Junto con los cuerpos policiales especializados y con los grupos de choque, los regímenes autoritarios valoran enormemente la propaganda como uno de los instrumentos para mantener la paz de funeraria que tienen como objetivo. El ejemplo que viene a la cabeza cuando se habla de esto es la Alemania nazi, con Göring repitiendo la mentira hasta que se convierta en verdad. Mientras las bandas de las camisas pardas se encargaban de los cuerpos, la propaganda trabajaba en los cerebros. Pero es menos conocido lo que hizo durante un tiempo bastante más largo su hermana gemela, la dictadura franquista. Fueron los años del No-Do, que ahora podemos conocerlos gracias a la televisión española.

A inicios de la década del cuarenta se instauró el programa Noticiarios y Documentales (sintetizado en No-Do para el consumo masivo). La receta era sencilla y eficaz. Consistía básicamente en la proyección obligatoria en todos los cines, antes del inicio de la película, de un noticiario que recogía las realizaciones del régimen y sobre todo de su caudillo. Era lo que ahora llamaríamos una cadena, pero propia de la época prehistórica en que no había televisión. Allí estaban infaltablemente las inauguraciones de obras, las bondades del régimen, la apología de los valores de la españolidad encarnados en el caudillo y, sobre todo, los discursos de ese personaje de voz aflautada. Como para que nadie olvide que gobernaba por la gracia de Dios.

Cuando el No-Do ya había recorrido largo trecho, en 1966 el ministro de Turismo y Comunicación, Fraga Iribarne, impulsó una ley de prensa que buscaba, entre otros fines, darles un carácter moderno y jurídico a esas acciones. Sin asomo alguno de ironía, la ley comenzaba afirmando que la libertad de expresión estaba plenamente vigente.

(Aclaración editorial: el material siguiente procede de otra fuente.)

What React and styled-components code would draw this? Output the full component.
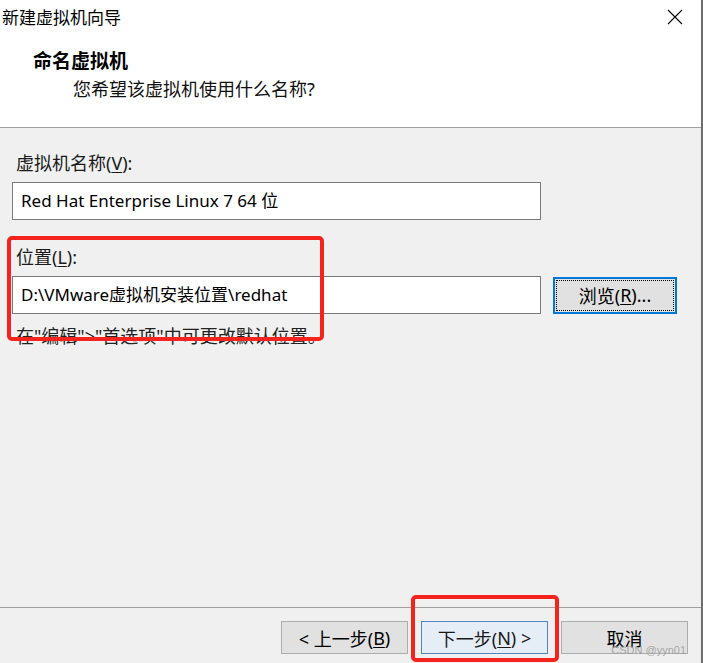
import React from "react";
import styled, { createGlobalStyle } from "styled-components";

const Global = createGlobalStyle`
  html, body { margin: 0; padding: 0; background: #f0f0f0; }
  body { font-family: "Noto Sans", "Noto Sans CJK SC", sans-serif; }
`;

const Window = styled.div`
  position: relative;
  width: 703px;
  height: 663px;
  box-sizing: border-box;
  border-right: 2px solid #6e6e6e;
  background: #f0f0f0;
  display: flex;
  flex-direction: column;
  overflow: hidden;
  color: #000;
`;

const Header = styled.div`
  height: 128px;
  box-sizing: border-box;
  background: #fff;
  border-bottom: 1px solid #a0a0a0;
  display: flex;
  flex-direction: column;
`;

const TitleBar = styled.div`
  height: 33px;
  display: flex;
  align-items: center;
  justify-content: space-between;
  padding: 0 18px 0 2px;
  font-size: 17px;
`;

const Close = styled.svg`
  width: 16px;
  height: 16px;
`;

const Heading = styled.div`
  margin: 14px 0 0 33px;
  font-size: 19px;
  font-weight: 700;
  line-height: 28px;
`;

const Sub = styled.div`
  margin-left: 73px;
  font-size: 18px;
  line-height: 28px;
  color: #111;
`;

const Body = styled.div`
  flex: 1;
  padding: 22px 0 0 12px;
  display: flex;
  flex-direction: column;
`;

const Label = styled.div`
  font-size: 18px;
  line-height: 26px;
  padding-left: 4px;
  margin-bottom: 6px;
  color: #1a1a1a;
  u { text-decoration: underline; text-underline-offset: 2px; }
`;

const Row = styled.div`
  display: flex;
  align-items: center;
  gap: 12px;
  margin-bottom: ${(p) => p.$mb || 0}px;
`;

const Field = styled.div`
  width: 529px;
  height: 38px;
  box-sizing: border-box;
  border: 1px solid #7a7a7a;
  background: #fff;
  display: flex;
  align-items: center;
  padding: 0 8px 4px;
  font-size: 17px;
  white-space: nowrap;
`;

const Browse = styled.div`
  width: 124px;
  height: 37px;
  box-sizing: border-box;
  border: 2px solid #0078d7;
  background: #e1e1e1;
  display: flex;
  align-items: center;
  justify-content: center;
  font-size: 18px;
  outline: 1px dotted #000;
  outline-offset: -4px;
  u { text-decoration: underline; text-underline-offset: 2px; }
`;

const Hint = styled.div`
  font-size: 18px;
  line-height: 26px;
  padding-left: 4px;
  margin-top: 9px;
  color: #222;
`;

const Footer = styled.div`
  height: 56px;
  box-sizing: border-box;
  border-top: 1px solid #a0a0a0;
  display: flex;
  align-items: flex-start;
  justify-content: flex-end;
  gap: 13px;
  padding: 13px 13px 0 0;
`;

const Btn = styled.div`
  width: 127px;
  height: 33px;
  box-sizing: border-box;
  border: 1px solid ${(p) => (p.$primary ? "#4f86c0" : "#adadad")};
  background: ${(p) => (p.$primary ? "#e5eef7" : "#e1e1e1")};
  display: flex;
  align-items: center;
  justify-content: center;
  font-size: 18px;
  color: ${(p) => (p.$primary ? "#1a1a1a" : "#000")};
  u { text-decoration: underline; text-underline-offset: 2px; }
`;

const Mark = styled.div`
  position: absolute;
  left: ${(p) => p.$x}px;
  top: ${(p) => p.$y}px;
  width: ${(p) => p.$w}px;
  height: ${(p) => p.$h}px;
  box-sizing: border-box;
  border: 4px solid #f5231d;
  border-radius: 5px;
  pointer-events: none;
`;

const Watermark = styled.div`
  position: absolute;
  right: 15px;
  bottom: 7px;
  font-family: "Liberation Sans", sans-serif;
  font-size: 11px;
  color: rgba(150, 150, 150, 0.8);
`;

export default function App() {
  return (
    <>
      <Global />
      <Window>
        <Header>
          <TitleBar>
            <span>新建虚拟机向导</span>
            <Close viewBox="0 0 16 16">
              <path d="M1 1 L15 15 M15 1 L1 15" stroke="#000" strokeWidth="1.1" fill="none" />
            </Close>
          </TitleBar>
          <Heading>命名虚拟机</Heading>
          <Sub>您希望该虚拟机使用什么名称?</Sub>
        </Header>
        <Body>
          <Label>
            虚拟机名称(<u>V</u>):
          </Label>
          <Row $mb={24}>
            <Field>Red Hat Enterprise Linux 7 64 位</Field>
          </Row>
          <Label>
            位置(<u>L</u>):
          </Label>
          <Row>
            <Field>D:\VMware虚拟机安装位置\redhat</Field>
            <Browse>
              浏览(<u>R</u>)...
            </Browse>
          </Row>
          <Hint>在"编辑"&gt;"首选项"中可更改默认位置。</Hint>
        </Body>
        <Footer>
          <Btn>
            &lt; 上一步(<u>B</u>)
          </Btn>
          <Btn $primary>
            下一步(<u>N</u>) &gt;
          </Btn>
          <Btn>取消</Btn>
        </Footer>
        <Mark $x={7} $y={236} $w={317} $h={105} />
        <Mark $x={411} $y={595} $w={148} $h={67} />
        <Watermark>CSDN @yyn01</Watermark>
      </Window>
    </>
  );
}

Más adelante, se explayaba en lo que verdaderamente importaba, como cuando establecía que el gobierno tendrá derecho a conocer todo lo referido a las finanzas de los medios y a comprobar su tiraje (artículo 25). Hacía al medio responsable de todo lo que se decía en sus páginas, incluso de las opiniones de los columnistas y de los entrevistados (artículo 39). Para mayor eficiencia, les daba a los directores de los medios la facultad de vetar los contenidos (artículo 37), con lo que aseguraba la autocensura y las opiniones indeseables eran eliminadas en la víspera. Por si algo faltara, los responsables de los medios debían consultar al gobierno sobre los contenidos, directamente, sin un Consejo que hiciera de intermediario (artículo 4) y obligaba a publicar información de interés general (artículo 6). Finalmente, como corresponde a un régimen orgullosamente nacionalista, en las empresas periodísticas y editoriales solamente podían participar personas naturales o jurídicas españolas (artículo 50), no fuera a ser que se filtraran las ideas descabelladas que andan dando vueltas en el mundo exterior.

Menos de una década después de la expedición de la ley, el franquismo murió con el caudillo. Mientras estuvo vigente, el largo espacio del No-Do fue aprovechado para hacer realidad el largo beso que no podían darse en los parques ni en las calles.